Sunday, October 29, 2006

Guinea Pig

I’ve been thinking about love lately, mostly about the nature of love. I have lots of love for my friends and family and been in love three times, but I don’t really know much about the elusive feeling. Is love about yourself or your beloved? Do you really helplessly fall in love or is it a choice based on conscious or unconscious influences all around you? Why do you fall in love with one person and not another? Is love about passion, commonalities or even biology? Can you stop loving someone? Does love really exist or is it just a name we give a complex mixture of hormones, chemicals and nerve endings?

Each time I’ve been in love it has been unique, which makes sense because they were all with different individuals. The feelings range from intense passion to warm fuzzies to frustrating discomfort to absolute heartbreak, but it’s always felt right to call it love.

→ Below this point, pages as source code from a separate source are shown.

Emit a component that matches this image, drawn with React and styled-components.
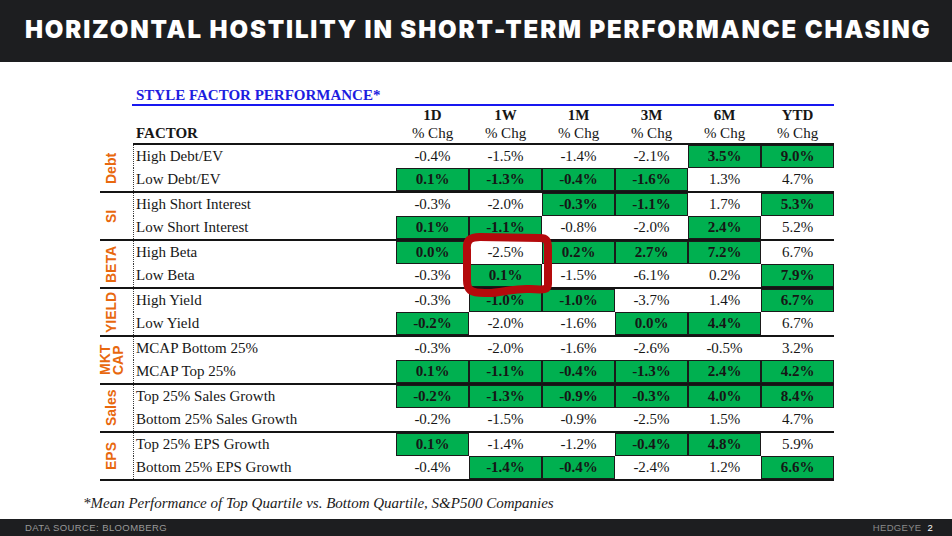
import React from 'react';
import styled, { createGlobalStyle } from 'styled-components';

const GlobalStyle = createGlobalStyle`
    html, body {
        margin: 0;
        padding: 0;
        background: #ffffff;
    }
`;

const Slide = styled.div`
    width: 952px;
    height: 536px;
    display: flex;
    flex-direction: column;
    background: #ffffff;
    overflow: hidden;
`;

const TopBar = styled.header`
    height: 62px;
    flex-shrink: 0;
    box-sizing: border-box;
    background: #1d1e20;
    display: flex;
    align-items: center;
    padding: 0 0 4px 25px;
`;

const Headline = styled.h1`
    margin: 0;
    color: #ffffff;
    font-family: Inter, "Liberation Sans", sans-serif;
    font-weight: 900;
    font-size: 24px;
    letter-spacing: 1.85px;
    white-space: nowrap;
`;

const Body = styled.main`
    flex: 1;
    padding: 24px 0 0 83px;
`;

const Sheet = styled.div`
    position: relative;
    width: 734px;
    margin-left: 17px;
    font-family: "Liberation Serif", "Times New Roman", serif;
    color: #161616;
`;

const SheetTitle = styled.div`
    margin-left: 32px;
    padding-left: 4px;
    height: 18px;
    line-height: 18px;
    font-size: 15px;
    font-weight: bold;
    color: #1d1de0;
    border-bottom: 2px solid #1818f0;
`;

const cols = '33px 263px repeat(6, 73px)';

const HeadRow = styled.div`
    display: grid;
    grid-template-columns: ${cols};
    grid-template-rows: 37px 2px;

    &::after {
        content: '';
        grid-column: 2 / -1;
        background: #141414;
    }
`;

const FactorHead = styled.div`
    grid-column: 2;
    align-self: end;
    padding: 0 0 1px 3px;
    font-size: 15px;
    font-weight: bold;
    line-height: 18px;
`;

const ColHead = styled.div`
    text-align: center;
    font-size: 15px;
    line-height: 18px;

    b {
        display: block;
    }
`;

const Group = styled.div`
    display: grid;
    grid-template-columns: ${cols};
    grid-template-rows: 23px 23px;
    border-top: ${p => (p.$first ? 'none' : '2px solid #141414')};
    border-bottom: ${p => (p.$last ? '2px solid #141414' : 'none')};
`;

/* rotated so it reads bottom to top; padding sides are mirrored by the rotation */
const Category = styled.div`
    grid-row: 1 / span 2;
    grid-column: 1;
    display: flex;
    flex-direction: column;
    align-items: center;
    justify-content: center;
    padding-left: 10px;
    writing-mode: vertical-rl;
    transform: rotate(180deg);
    font-family: "Liberation Sans", Arial, sans-serif;
    font-weight: bold;
    font-size: 14px;
    line-height: 13px;
    color: #e8680e;
`;

const Label = styled.div`
    grid-column: 2;
    border-left: 1px dotted #3a3a3a;
    padding-left: 2px;
    font-size: 15px;
    line-height: 23px;
    white-space: nowrap;
`;

const Value = styled.div`
    display: flex;
    align-items: center;
    justify-content: center;
    font-size: 15px;
    font-weight: ${p => (p.$good ? 'bold' : 'normal')};
    background: ${p => (p.$good ? '#00b050' : 'transparent')};
    border: 1px solid ${p => (p.$good ? '#1a1a1a' : 'transparent')};
`;

const Marker = styled.svg`
    position: absolute;
    left: 355px;
    top: 140px;
    width: 110px;
    height: 90px;
    pointer-events: none;
`;

const Footnote = styled.p`
    margin: 13px 0 0;
    font-family: "Liberation Serif", "Times New Roman", serif;
    font-style: italic;
    font-size: 15px;
    line-height: 18px;
    color: #1a1a1a;
`;

const BottomBar = styled.footer`
    height: 17px;
    flex-shrink: 0;
    background: #1d1e20;
    display: flex;
    align-items: center;
    justify-content: space-between;
    padding: 0 19px 0 25px;
    font-family: "Liberation Sans", Arial, sans-serif;
    font-size: 9.5px;
    letter-spacing: 0.4px;
    color: #9a9a9a;
`;

const Brand = styled.span`
    color: #8a8a8a;
    letter-spacing: 0.3px;

    b {
        color: #ffffff;
        font-weight: normal;
        margin-left: 6px;
    }
`;

const periods = ['1D', '1W', '1M', '3M', '6M', 'YTD'];

// [label, values], a leading '*' marks a green (outperforming) cell
const groups = [
    { name: ['Debt'], rows: [
        ['High Debt/EV', ['-0.4%', '-1.5%', '-1.4%', '-2.1%', '*3.5%', '*9.0%']],
        ['Low Debt/EV', ['*0.1%', '*-1.3%', '*-0.4%', '*-1.6%', '1.3%', '4.7%']],
    ] },
    { name: ['SI'], rows: [
        ['High Short Interest', ['-0.3%', '-2.0%', '*-0.3%', '*-1.1%', '1.7%', '*5.3%']],
        ['Low Short Interest', ['*0.1%', '*-1.1%', '-0.8%', '-2.0%', '*2.4%', '5.2%']],
    ] },
    { name: ['BETA'], rows: [
        ['High Beta', ['*0.0%', '-2.5%', '*0.2%', '*2.7%', '*7.2%', '6.7%']],
        ['Low Beta', ['-0.3%', '*0.1%', '-1.5%', '-6.1%', '0.2%', '*7.9%']],
    ] },
    { name: ['YIELD'], rows: [
        ['High Yield', ['-0.3%', '*-1.0%', '*-1.0%', '-3.7%', '1.4%', '*6.7%']],
        ['Low Yield', ['*-0.2%', '-2.0%', '-1.6%', '*0.0%', '*4.4%', '6.7%']],
    ] },
    { name: ['MKT', 'CAP'], rows: [
        ['MCAP Bottom 25%', ['-0.3%', '-2.0%', '-1.6%', '-2.6%', '-0.5%', '3.2%']],
        ['MCAP Top 25%', ['*0.1%', '*-1.1%', '*-0.4%', '*-1.3%', '*2.4%', '*4.2%']],
    ] },
    { name: ['Sales'], rows: [
        ['Top 25% Sales Growth', ['*-0.2%', '*-1.3%', '*-0.9%', '*-0.3%', '*4.0%', '*8.4%']],
        ['Bottom 25% Sales Growth', ['-0.2%', '-1.5%', '-0.9%', '-2.5%', '1.5%', '4.7%']],
    ] },
    { name: ['EPS'], rows: [
        ['Top 25% EPS Growth', ['*0.1%', '-1.4%', '-1.2%', '*-0.4%', '*4.8%', '5.9%']],
        ['Bottom 25% EPS Growth', ['-0.4%', '*-1.4%', '*-0.4%', '-2.4%', '1.2%', '*6.6%']],
    ] },
];

function App() {
    return (
        <Slide>
            <GlobalStyle />
            <TopBar>
                <Headline>HORIZONTAL HOSTILITY IN SHORT-TERM PERFORMANCE CHASING</Headline>
            </TopBar>

            <Body>
                <Sheet>
                    <SheetTitle>STYLE FACTOR PERFORMANCE*</SheetTitle>
                    <HeadRow>
                        <FactorHead>FACTOR</FactorHead>
                        {periods.map(p => (
                            <ColHead key={p}>
                                <b>{p}</b>
                                % Chg
                            </ColHead>
                        ))}
                    </HeadRow>

                    {groups.map((g, gi) => (
                        <Group key={gi} $first={gi === 0} $last={gi === groups.length - 1}>
                            <Category>
                                {g.name.map(n => <span key={n}>{n}</span>)}
                            </Category>
                            {g.rows.map(([label, values]) => (
                                <React.Fragment key={label}>
                                    <Label>{label}</Label>
                                    {values.map((v, vi) => (
                                        <Value key={vi} $good={v.startsWith('*')}>
                                            {v.replace('*', '')}
                                        </Value>
                                    ))}
                                </React.Fragment>
                            ))}
                        </Group>
                    ))}

                    {/* hand-drawn highlight around the Beta 1W cells */}
                    <Marker viewBox="0 0 110 90">
                        <path
                            d="M12 24 C11 14, 15 11, 25 11 L85 12 C91 12, 93 14, 93 22 L93 58 C93 64, 89 64, 75 63 C55 62, 45 68, 30 67 C15 67, 12 64, 12 54 Z"
                            fill="none"
                            stroke="#b40a0c"
                            strokeWidth="8"
                            strokeLinejoin="round"
                        />
                    </Marker>
                </Sheet>

                <Footnote>*Mean Performance of Top Quartile vs. Bottom Quartile, S&amp;P500 Companies</Footnote>
            </Body>

            <BottomBar>
                <span>DATA SOURCE: BLOOMBERG</span>
                <Brand>HEDGEYE<b>2</b></Brand>
            </BottomBar>
        </Slide>
    );
}

export default App;
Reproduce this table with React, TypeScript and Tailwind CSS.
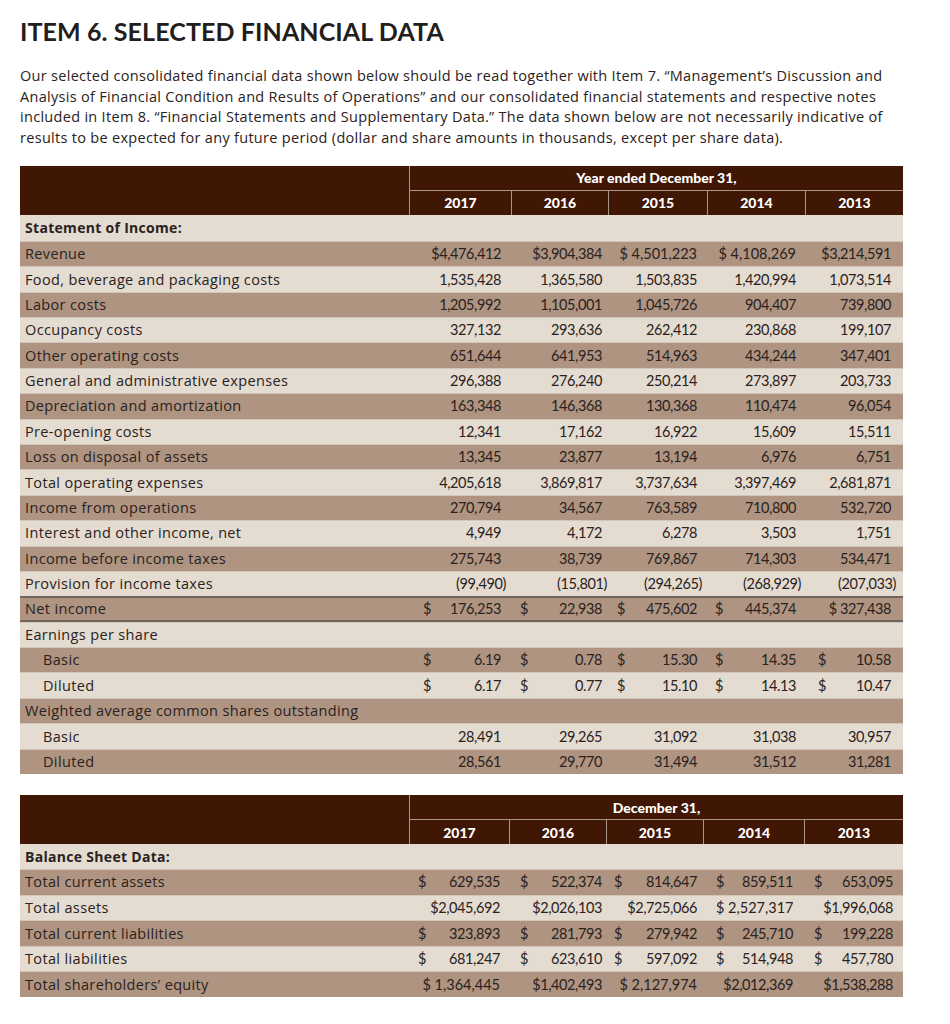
import React from "react";

type Cell = string | { d: true; v: string };

const DARK = "bg-[#ae9481]";
const LIGHT = "bg-[#e4dbd1]";

const pl1 = ["pl-[13px]", "pl-[8px]", "pl-[8px]", "pl-[7px]", "pl-[12px]"];
const pr1 = ["pr-[11px]", "pr-[7px]", "pr-[11px]", "pr-[10px]", "pr-[12px]"];
const pl2 = ["pl-[8px]", "pl-[10px]", "pl-[7px]", "pl-[12px]", "pl-[9px]"];
const pr2 = ["pr-[10px]", "pr-[5px]", "pr-[7px]", "pr-[12px]", "pr-[10px]"];

const d = (v: string): Cell => ({ d: true, v });

type Row = {
  label: string;
  cells?: Cell[];
  indent?: boolean;
  net?: boolean;
};

const incomeRows: Row[] = [
  { label: "Revenue", cells: ["$4,476,412", "$3,904,384", "$\u202F4,501,223", "$\u202F4,108,269", "$3,214,591"] },
  { label: "Food, beverage and packaging costs", cells: ["1,535,428", "1,365,580", "1,503,835", "1,420,994", "1,073,514"] },
  { label: "Labor costs", cells: ["1,205,992", "1,105,001", "1,045,726", "904,407", "739,800"] },
  { label: "Occupancy costs", cells: ["327,132", "293,636", "262,412", "230,868", "199,107"] },
  { label: "Other operating costs", cells: ["651,644", "641,953", "514,963", "434,244", "347,401"] },
  { label: "General and administrative expenses", cells: ["296,388", "276,240", "250,214", "273,897", "203,733"] },
  { label: "Depreciation and amortization", cells: ["163,348", "146,368", "130,368", "110,474", "96,054"] },
  { label: "Pre-opening costs", cells: ["12,341", "17,162", "16,922", "15,609", "15,511"] },
  { label: "Loss on disposal of assets", cells: ["13,345", "23,877", "13,194", "6,976", "6,751"] },
  { label: "Total operating expenses", cells: ["4,205,618", "3,869,817", "3,737,634", "3,397,469", "2,681,871"] },
  { label: "Income from operations", cells: ["270,794", "34,567", "763,589", "710,800", "532,720"] },
  { label: "Interest and other income, net", cells: ["4,949", "4,172", "6,278", "3,503", "1,751"] },
  { label: "Income before income taxes", cells: ["275,743", "38,739", "769,867", "714,303", "534,471"] },
  { label: "Provision for income taxes", cells: ["(99,490)", "(15,801)", "(294,265)", "(268,929)", "(207,033)"] },
  { label: "Net income", net: true, cells: [d("176,253"), d("22,938"), d("475,602"), d("445,374"), "$ 327,438"] },
  { label: "Earnings per share" },
  { label: "Basic", indent: true, cells: [d("6.19"), d("0.78"), d("15.30"), d("14.35"), d("10.58")] },
  { label: "Diluted", indent: true, cells: [d("6.17"), d("0.77"), d("15.10"), d("14.13"), d("10.47")] },
  { label: "Weighted average common shares outstanding" },
  { label: "Basic", indent: true, cells: ["28,491", "29,265", "31,092", "31,038", "30,957"] },
  { label: "Diluted", indent: true, cells: ["28,561", "29,770", "31,494", "31,512", "31,281"] },
];

const balanceRows: Row[] = [
  { label: "Total current assets", cells: [d("629,535"), d("522,374"), d("814,647"), d("859,511"), d("653,095")] },
  { label: "Total assets", cells: ["$2,045,692", "$2,026,103", "$2,725,066", "$\u202F2,527,317", "$1,996,068"] },
  { label: "Total current liabilities", cells: [d("323,893"), d("281,793"), d("279,942"), d("245,710"), d("199,228")] },
  { label: "Total liabilities", cells: [d("681,247"), d("623,610"), d("597,092"), d("514,948"), d("457,780")] },
  { label: "Total shareholders\u2019 equity", cells: ["$\u202F1,364,445", "$1,402,493", "$\u202F2,127,974", "$2,012,369", "$1,538,288"] },
];

const years = ["2017", "2016", "2015", "2014", "2013"];

function Header({ title, cols }: { title: string; cols: string }) {
  return (
    <div className={`grid ${cols} bg-[#401604] text-white font-['Lato',sans-serif] font-black text-[14px]`}>
      <div className="row-span-2 border-r border-[#a8978a]" />
      <div className="col-span-5 h-[25px] flex items-center justify-center border-b border-[#a8978a]">
        {title}
      </div>
      {years.map((y, i) => (
        <div
          key={y}
          className={`h-[24px] flex items-center justify-center ${i < 4 ? "border-r border-[#a8978a]" : ""}`}
        >
          {y}
        </div>
      ))}
    </div>
  );
}

function DataRow({ row, idx, cols, pl, pr, h }: { row: Row; idx: number; cols: string; pl: string[]; pr: string[]; h: string }) {
  const bg = idx % 2 === 0 ? DARK : LIGHT;
  const border = row.net ? "border-y-2 border-[#6e655e]" : "border-t border-[#d2c6ba]";
  return (
    <div className={`grid ${cols} ${h} ${bg} ${border} items-center`}>
      <div className={`${row.indent ? "pl-[23px]" : "pl-[5px]"} whitespace-nowrap font-['Open_Sans',sans-serif] text-[14.5px] tracking-[0.35px]`}>
        {row.label}
      </div>
      {(row.cells || ["", "", "", "", ""]).map((c, i) => (
        <div
          key={i}
          className={`${pl[i]} ${pr[i]} flex justify-between whitespace-nowrap font-['Lato',sans-serif] text-[14.5px] tracking-[-0.4px]`}
        >
          {typeof c === "string" ? (
            <span className={`ml-auto ${c.startsWith("(") ? "mr-[-5px]" : ""}`}>{c}</span>
          ) : (
            <>
              <span>$</span>
              <span>{c.v}</span>
            </>
          )}
        </div>
      ))}
    </div>
  );
}

export default function App() {
  const cols1 = "grid-cols-[390px_102px_97px_99px_98px_97px]";
  const cols2 = "grid-cols-[390px_100px_97px_97px_101px_98px]";
  return (
    <div className="w-[950px] min-h-[1024px] bg-white text-[#2a2220] font-['Open_Sans',sans-serif] pl-[20px]">
      <h1 className="pt-[14px] text-[25px] leading-[34px] font-bold tracking-[0.1px] text-[#231d1b] font-['Lato',sans-serif]">
        ITEM 6. SELECTED FINANCIAL DATA
      </h1>
      <p className="mt-[18px] text-[14.5px] leading-[20.7px] tracking-[0.3px] text-[#2a2220] whitespace-nowrap">
        Our selected consolidated financial data shown below should be read together with Item 7. {"\u201C"}Management{"\u2019"}s Discussion and
        <br />
        Analysis of Financial Condition and Results of Operations{"\u201D"} and our consolidated financial statements and respective notes
        <br />
        included in Item 8. {"\u201C"}Financial Statements and Supplementary Data.{"\u201D"} The data shown below are not necessarily indicative of
        <br />
        results to be expected for any future period (dollar and share amounts in thousands, except per share data).
      </p>

      <div className="mt-[17px] w-[883px]">
        <Header title="Year ended December 31," cols={cols1} />
        <div className={`h-[26px] ${LIGHT} flex items-center pl-[5px] font-bold text-[14px] tracking-[0.3px]`}>Statement of Income:</div>
        {incomeRows.map((r, i) => (
          <DataRow key={i} row={r} idx={i} cols={cols1} pl={pl1} pr={pr1} h="h-[25.4px]" />
        ))}
      </div>

      <div className="mt-[21px] w-[883px]">
        <Header title="December 31," cols={cols2} />
        <div className={`h-[25px] ${LIGHT} flex items-center pl-[5px] font-bold text-[14px] tracking-[0.3px]`}>Balance Sheet Data:</div>
        {balanceRows.map((r, i) => (
          <DataRow key={i} row={r} idx={i} cols={cols2} pl={pl2} pr={pr2} h="h-[25.6px]" />
        ))}
      </div>
    </div>
  );
}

One was adolescent naïveté, the next was an instant smack in the face and the last one kind of crept up on me by surprise. None of them worked out.

I crave understanding more than anything else, but I’m not sure I’m going to ever understand love. I do want to understand myself, so I’m going to do a little experiment for my own comprehension. I’m going to ask myself these questions: What is love to me? How do I want to love? How should I express it in my life? How has my history affected my ability to love? How can I answer the questions in the first paragraph? Is my love good?

I think I’m going to write a play about this.